§ DIRECTION: Your task is to transcribe all the entries exactly, excluding pictures.

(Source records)
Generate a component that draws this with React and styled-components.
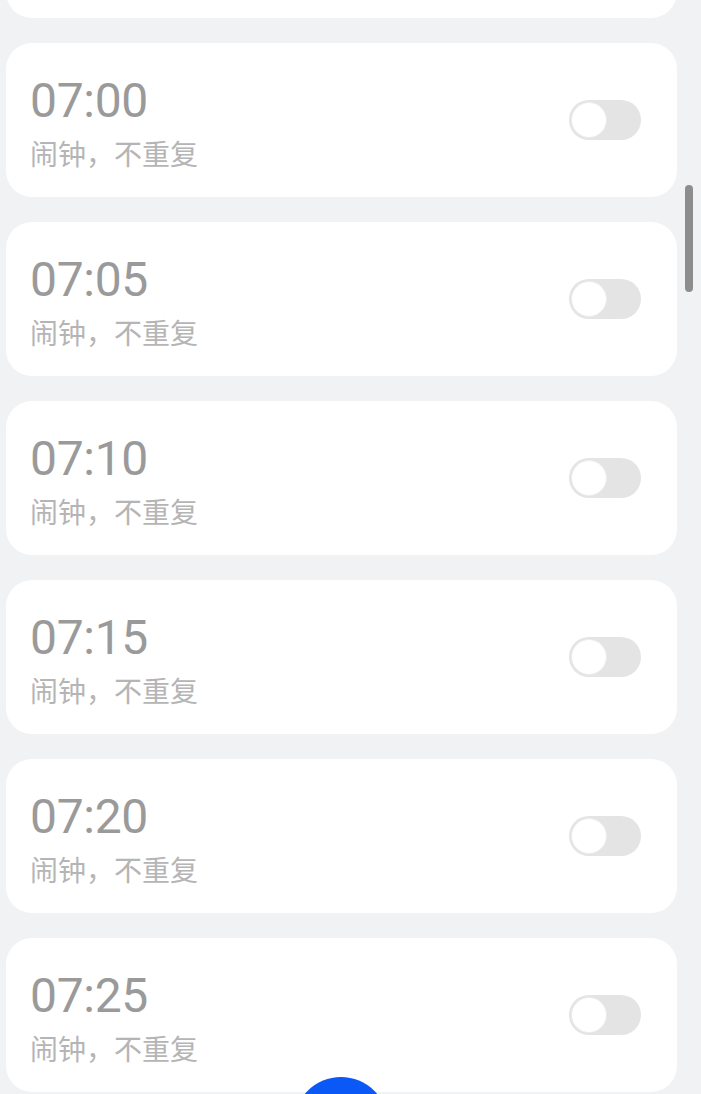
import React from "react"
import styled, { createGlobalStyle } from "styled-components"

const GlobalStyle = createGlobalStyle`
  html, body {
    margin: 0;
    padding: 0;
    background: #f1f2f4;
    overflow: hidden;
  }
  body {
    font-family: Roboto, "Noto Sans CJK SC", sans-serif;
  }
`

const Page = styled.main`
  position: relative;
  height: 1094px;
  overflow: hidden;
`

// scrolled list, first card is mostly above the top edge
const List = styled.div`
  display: flex;
  flex-direction: column;
  gap: 25px;
  margin-top: -136px;
  padding-left: 6px;
  width: 671px;
`

const Card = styled.div`
  display: flex;
  align-items: center;
  justify-content: space-between;
  height: 154px;
  box-sizing: border-box;
  padding: 4px 36px 0 24px;
  background: #fff;
  border-radius: 26px;
`

const Info = styled.div`
  display: flex;
  flex-direction: column;
`

const Time = styled.div`
  font-family: Roboto, sans-serif;
  font-size: 48px;
  line-height: 56px;
  color: #9a9a9a;
  letter-spacing: -0.3px;
`

const Label = styled.div`
  font-family: "Noto Sans CJK SC", sans-serif;
  font-size: 28px;
  line-height: 36px;
  margin-top: 6px;
  color: #b5b5b5;
`

const Toggle = styled.div`
  position: relative;
  width: 72px;
  height: 40px;
  margin-top: -4px;
  border-radius: 20px;
  background: ${(p) => (p.on ? "#0a59f7" : "#e4e4e4")};

  &::after {
    content: "";
    position: absolute;
    top: 2px;
    left: ${(p) => (p.on ? "34px" : "2px")};
    width: 34px;
    height: 34px;
    border-radius: 50%;
    background: #fff;
    border: 1px solid #ececec;
  }
`

const ScrollBar = styled.div`
  position: absolute;
  top: 185px;
  left: 685px;
  width: 8px;
  height: 107px;
  border-radius: 4px;
  background: #8d8d8d;
`

const Fab = styled.div`
  position: absolute;
  top: 1077px;
  left: 294px;
  width: 94px;
  height: 94px;
  border-radius: 50%;
  background: #0a59f7;
`

const alarms = ["07:00", "07:05", "07:10", "07:15", "07:20", "07:25"]

export default function App() {
  return (
    <Page>
      <GlobalStyle />
      <List>
        {/* card scrolled out of view above, only its bottom edge shows */}
        <Card />
        {alarms.map((t) => (
          <Card key={t}>
            <Info>
              <Time>{t}</Time>
              <Label>闹钟，不重复</Label>
            </Info>
            <Toggle />
          </Card>
        ))}
      </List>
      <ScrollBar />
      <Fab />
    </Page>
  )
}
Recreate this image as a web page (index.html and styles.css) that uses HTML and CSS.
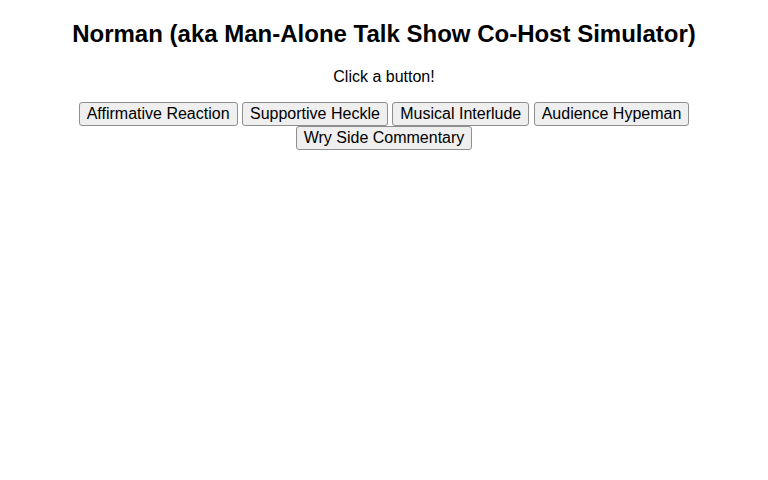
FILE: index.html
```html
<!DOCTYPE html>
<html lang="en">
<head>
  <meta charset="UTF-8" />
  <title>Norman</title>
  <link rel="stylesheet" href="styles.css">
</head>
<body>
  <h1>Norman (aka Man-Alone Talk Show Co-Host Simulator)</h1>
  <p id="status">Click a button!</p>
  <div class="buttons">
    <button>Affirmative Reaction</button>
    <button>Supportive Heckle</button>
    <button>Musical Interlude</button>
    <button>Audience Hypeman</button>
    <button>Wry Side Commentary</button>
  </div>
</body>
</html>
```

FILE: styles.css
```css
body {
  margin: 8px;
  font-family: "Liberation Sans", Arial, sans-serif;
  text-align: center;
  color: #000;
  background: #fff;
}
h1 {
  font-size: 24px;
  margin: 12px 0 20px;
}
p {
  font-size: 16px;
  margin: 0 0 16px;
}
.buttons {
  line-height: 18px;
}
button {
  font-family: "Liberation Sans", Arial, sans-serif;
  font-size: 16px;
  line-height: 18px;
  padding: 2px 7px;
  background: #efefef;
  border: 1px solid #8f8f8f;
  border-radius: 3px;
  color: #000;
  cursor: pointer;
  vertical-align: top;
}
```
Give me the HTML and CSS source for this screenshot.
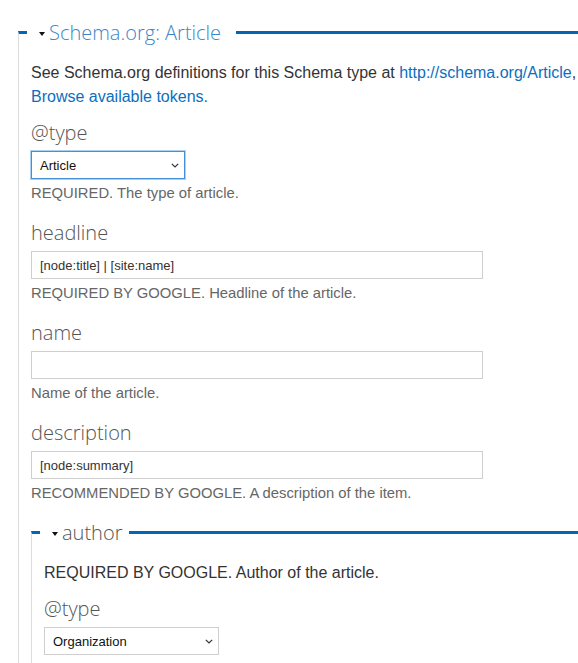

§ EXPECTED OUTPUT:
Generate a component that draws this with React and styled-components.
import React from "react"
import styled, { createGlobalStyle } from "styled-components"

const GlobalStyle = createGlobalStyle`
  html, body {
    margin: 0;
    padding: 0;
    background: #f1f2f4;
    overflow: hidden;
  }
  body {
    font-family: Roboto, "Noto Sans CJK SC", sans-serif;
  }
`

const Page = styled.main`
  position: relative;
  height: 1094px;
  overflow: hidden;
`

// scrolled list, first card is mostly above the top edge
const List = styled.div`
  display: flex;
  flex-direction: column;
  gap: 25px;
  margin-top: -136px;
  padding-left: 6px;
  width: 671px;
`

const Card = styled.div`
  display: flex;
  align-items: center;
  justify-content: space-between;
  height: 154px;
  box-sizing: border-box;
  padding: 4px 36px 0 24px;
  background: #fff;
  border-radius: 26px;
`

const Info = styled.div`
  display: flex;
  flex-direction: column;
`

const Time = styled.div`
  font-family: Roboto, sans-serif;
  font-size: 48px;
  line-height: 56px;
  color: #9a9a9a;
  letter-spacing: -0.3px;
`

const Label = styled.div`
  font-family: "Noto Sans CJK SC", sans-serif;
  font-size: 28px;
  line-height: 36px;
  margin-top: 6px;
  color: #b5b5b5;
`

const Toggle = styled.div`
  position: relative;
  width: 72px;
  height: 40px;
  margin-top: -4px;
  border-radius: 20px;
  background: ${(p) => (p.on ? "#0a59f7" : "#e4e4e4")};

  &::after {
    content: "";
    position: absolute;
    top: 2px;
    left: ${(p) => (p.on ? "34px" : "2px")};
    width: 34px;
    height: 34px;
    border-radius: 50%;
    background: #fff;
    border: 1px solid #ececec;
  }
`

const ScrollBar = styled.div`
  position: absolute;
  top: 185px;
  left: 685px;
  width: 8px;
  height: 107px;
  border-radius: 4px;
  background: #8d8d8d;
`

const Fab = styled.div`
  position: absolute;
  top: 1077px;
  left: 294px;
  width: 94px;
  height: 94px;
  border-radius: 50%;
  background: #0a59f7;
`

const alarms = ["07:00", "07:05", "07:10", "07:15", "07:20", "07:25"]

export default function App() {
  return (
    <Page>
      <GlobalStyle />
      <List>
        {/* card scrolled out of view above, only its bottom edge shows */}
        <Card />
        {alarms.map((t) => (
          <Card key={t}>
            <Info>
              <Time>{t}</Time>
              <Label>闹钟，不重复</Label>
            </Info>
            <Toggle />
          </Card>
        ))}
      </List>
      <ScrollBar />
      <Fab />
    </Page>
  )
}
Recreate this image as a web page (index.html and styles.css) that uses HTML and CSS.
FILE: index.html
```html
<!DOCTYPE html>
<html lang="en">
<head>
  <meta charset="UTF-8" />
  <title>Norman</title>
  <link rel="stylesheet" href="styles.css">
</head>
<body>
  <h1>Norman (aka Man-Alone Talk Show Co-Host Simulator)</h1>
  <p id="status">Click a button!</p>
  <div class="buttons">
    <button>Affirmative Reaction</button>
    <button>Supportive Heckle</button>
    <button>Musical Interlude</button>
    <button>Audience Hypeman</button>
    <button>Wry Side Commentary</button>
  </div>
</body>
</html>
```

FILE: styles.css
```css
body {
  margin: 8px;
  font-family: "Liberation Sans", Arial, sans-serif;
  text-align: center;
  color: #000;
  background: #fff;
}
h1 {
  font-size: 24px;
  margin: 12px 0 20px;
}
p {
  font-size: 16px;
  margin: 0 0 16px;
}
.buttons {
  line-height: 18px;
}
button {
  font-family: "Liberation Sans", Arial, sans-serif;
  font-size: 16px;
  line-height: 18px;
  padding: 2px 7px;
  background: #efefef;
  border: 1px solid #8f8f8f;
  border-radius: 3px;
  color: #000;
  cursor: pointer;
  vertical-align: top;
}
```
Give me the HTML and CSS source for this screenshot.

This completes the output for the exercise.